■ Objective ■
Give the data below again exactly as written, without its pictures.

Data extracted from a collection:
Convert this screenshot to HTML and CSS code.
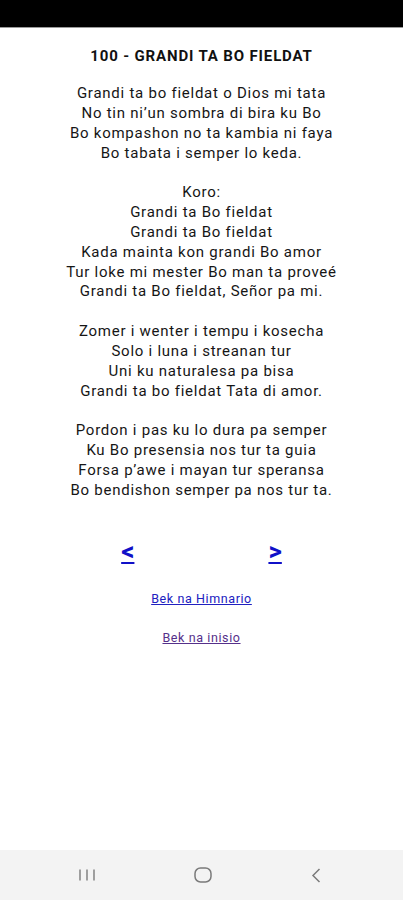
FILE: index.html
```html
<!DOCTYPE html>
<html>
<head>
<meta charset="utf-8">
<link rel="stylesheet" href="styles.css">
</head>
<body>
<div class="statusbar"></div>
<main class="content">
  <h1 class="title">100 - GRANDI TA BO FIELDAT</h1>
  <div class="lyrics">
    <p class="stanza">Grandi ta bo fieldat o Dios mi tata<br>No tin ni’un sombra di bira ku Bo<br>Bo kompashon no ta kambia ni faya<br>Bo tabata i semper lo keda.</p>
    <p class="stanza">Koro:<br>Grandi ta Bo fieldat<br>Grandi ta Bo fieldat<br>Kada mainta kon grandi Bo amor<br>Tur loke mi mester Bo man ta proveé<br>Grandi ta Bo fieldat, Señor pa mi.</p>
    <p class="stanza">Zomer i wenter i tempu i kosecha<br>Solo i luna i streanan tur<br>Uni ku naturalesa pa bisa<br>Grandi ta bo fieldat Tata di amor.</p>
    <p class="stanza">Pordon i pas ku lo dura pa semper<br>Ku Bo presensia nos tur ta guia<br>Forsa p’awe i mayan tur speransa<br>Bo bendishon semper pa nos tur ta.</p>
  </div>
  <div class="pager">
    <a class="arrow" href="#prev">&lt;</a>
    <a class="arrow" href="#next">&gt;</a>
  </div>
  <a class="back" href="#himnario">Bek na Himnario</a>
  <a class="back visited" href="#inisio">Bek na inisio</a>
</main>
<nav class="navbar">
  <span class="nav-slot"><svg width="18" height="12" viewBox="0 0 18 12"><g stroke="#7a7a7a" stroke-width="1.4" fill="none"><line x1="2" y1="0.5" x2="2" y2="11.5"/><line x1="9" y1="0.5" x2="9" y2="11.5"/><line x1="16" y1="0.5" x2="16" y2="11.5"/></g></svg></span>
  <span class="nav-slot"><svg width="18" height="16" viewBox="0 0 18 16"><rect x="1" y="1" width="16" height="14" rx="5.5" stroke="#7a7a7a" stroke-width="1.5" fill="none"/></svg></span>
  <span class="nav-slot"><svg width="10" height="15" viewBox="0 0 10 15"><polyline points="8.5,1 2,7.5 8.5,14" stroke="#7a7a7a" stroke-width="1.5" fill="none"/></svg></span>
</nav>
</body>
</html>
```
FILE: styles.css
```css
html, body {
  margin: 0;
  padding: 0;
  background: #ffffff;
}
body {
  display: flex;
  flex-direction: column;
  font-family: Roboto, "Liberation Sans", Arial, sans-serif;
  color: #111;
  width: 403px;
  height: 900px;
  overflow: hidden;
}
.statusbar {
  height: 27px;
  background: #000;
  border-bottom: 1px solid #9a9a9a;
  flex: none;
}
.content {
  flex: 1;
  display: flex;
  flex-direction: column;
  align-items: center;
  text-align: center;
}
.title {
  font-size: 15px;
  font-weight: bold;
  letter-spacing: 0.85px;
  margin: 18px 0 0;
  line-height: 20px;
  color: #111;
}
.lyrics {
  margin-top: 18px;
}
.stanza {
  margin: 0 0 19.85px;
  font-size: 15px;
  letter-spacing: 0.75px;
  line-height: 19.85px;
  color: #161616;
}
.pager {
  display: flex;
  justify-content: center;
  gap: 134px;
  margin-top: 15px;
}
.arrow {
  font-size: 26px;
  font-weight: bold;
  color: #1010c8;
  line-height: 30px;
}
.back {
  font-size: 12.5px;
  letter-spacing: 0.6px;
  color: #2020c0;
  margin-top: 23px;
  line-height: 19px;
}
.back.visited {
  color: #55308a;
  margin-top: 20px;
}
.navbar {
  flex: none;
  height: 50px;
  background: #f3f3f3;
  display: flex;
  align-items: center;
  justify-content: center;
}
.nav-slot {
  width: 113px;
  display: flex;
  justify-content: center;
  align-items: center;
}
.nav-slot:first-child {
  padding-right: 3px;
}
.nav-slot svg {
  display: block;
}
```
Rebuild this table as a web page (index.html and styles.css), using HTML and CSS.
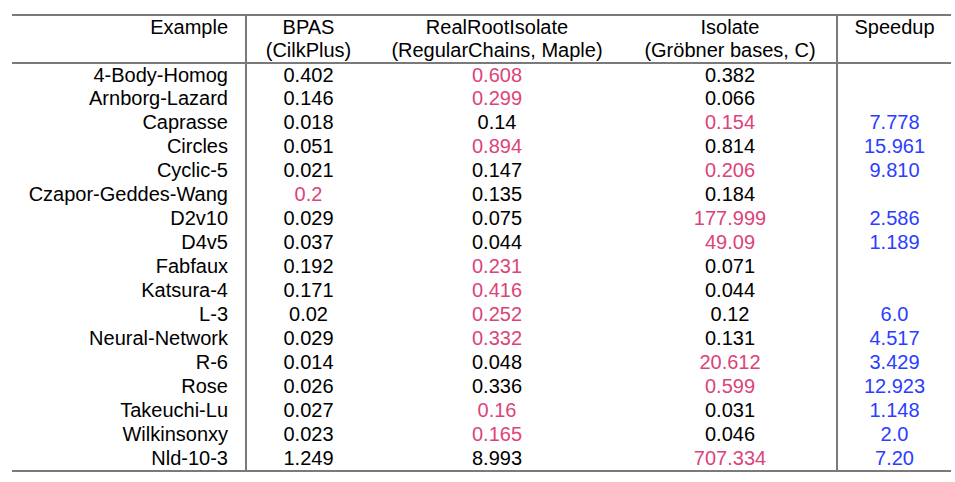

■ Output of the exercise ■
Convert this screenshot to HTML and CSS code.
FILE: index.html
```html
<!DOCTYPE html>
<html>
<head>
<meta charset="utf-8">
<link rel="stylesheet" href="styles.css">
</head>
<body>
<div class="statusbar"></div>
<main class="content">
  <h1 class="title">100 - GRANDI TA BO FIELDAT</h1>
  <div class="lyrics">
    <p class="stanza">Grandi ta bo fieldat o Dios mi tata<br>No tin ni’un sombra di bira ku Bo<br>Bo kompashon no ta kambia ni faya<br>Bo tabata i semper lo keda.</p>
    <p class="stanza">Koro:<br>Grandi ta Bo fieldat<br>Grandi ta Bo fieldat<br>Kada mainta kon grandi Bo amor<br>Tur loke mi mester Bo man ta proveé<br>Grandi ta Bo fieldat, Señor pa mi.</p>
    <p class="stanza">Zomer i wenter i tempu i kosecha<br>Solo i luna i streanan tur<br>Uni ku naturalesa pa bisa<br>Grandi ta bo fieldat Tata di amor.</p>
    <p class="stanza">Pordon i pas ku lo dura pa semper<br>Ku Bo presensia nos tur ta guia<br>Forsa p’awe i mayan tur speransa<br>Bo bendishon semper pa nos tur ta.</p>
  </div>
  <div class="pager">
    <a class="arrow" href="#prev">&lt;</a>
    <a class="arrow" href="#next">&gt;</a>
  </div>
  <a class="back" href="#himnario">Bek na Himnario</a>
  <a class="back visited" href="#inisio">Bek na inisio</a>
</main>
<nav class="navbar">
  <span class="nav-slot"><svg width="18" height="12" viewBox="0 0 18 12"><g stroke="#7a7a7a" stroke-width="1.4" fill="none"><line x1="2" y1="0.5" x2="2" y2="11.5"/><line x1="9" y1="0.5" x2="9" y2="11.5"/><line x1="16" y1="0.5" x2="16" y2="11.5"/></g></svg></span>
  <span class="nav-slot"><svg width="18" height="16" viewBox="0 0 18 16"><rect x="1" y="1" width="16" height="14" rx="5.5" stroke="#7a7a7a" stroke-width="1.5" fill="none"/></svg></span>
  <span class="nav-slot"><svg width="10" height="15" viewBox="0 0 10 15"><polyline points="8.5,1 2,7.5 8.5,14" stroke="#7a7a7a" stroke-width="1.5" fill="none"/></svg></span>
</nav>
</body>
</html>
```
FILE: styles.css
```css
html, body {
  margin: 0;
  padding: 0;
  background: #ffffff;
}
body {
  display: flex;
  flex-direction: column;
  font-family: Roboto, "Liberation Sans", Arial, sans-serif;
  color: #111;
  width: 403px;
  height: 900px;
  overflow: hidden;
}
.statusbar {
  height: 27px;
  background: #000;
  border-bottom: 1px solid #9a9a9a;
  flex: none;
}
.content {
  flex: 1;
  display: flex;
  flex-direction: column;
  align-items: center;
  text-align: center;
}
.title {
  font-size: 15px;
  font-weight: bold;
  letter-spacing: 0.85px;
  margin: 18px 0 0;
  line-height: 20px;
  color: #111;
}
.lyrics {
  margin-top: 18px;
}
.stanza {
  margin: 0 0 19.85px;
  font-size: 15px;
  letter-spacing: 0.75px;
  line-height: 19.85px;
  color: #161616;
}
.pager {
  display: flex;
  justify-content: center;
  gap: 134px;
  margin-top: 15px;
}
.arrow {
  font-size: 26px;
  font-weight: bold;
  color: #1010c8;
  line-height: 30px;
}
.back {
  font-size: 12.5px;
  letter-spacing: 0.6px;
  color: #2020c0;
  margin-top: 23px;
  line-height: 19px;
}
.back.visited {
  color: #55308a;
  margin-top: 20px;
}
.navbar {
  flex: none;
  height: 50px;
  background: #f3f3f3;
  display: flex;
  align-items: center;
  justify-content: center;
}
.nav-slot {
  width: 113px;
  display: flex;
  justify-content: center;
  align-items: center;
}
.nav-slot:first-child {
  padding-right: 3px;
}
.nav-slot svg {
  display: block;
}
```
Rebuild this table as a web page (index.html and styles.css), using HTML and CSS.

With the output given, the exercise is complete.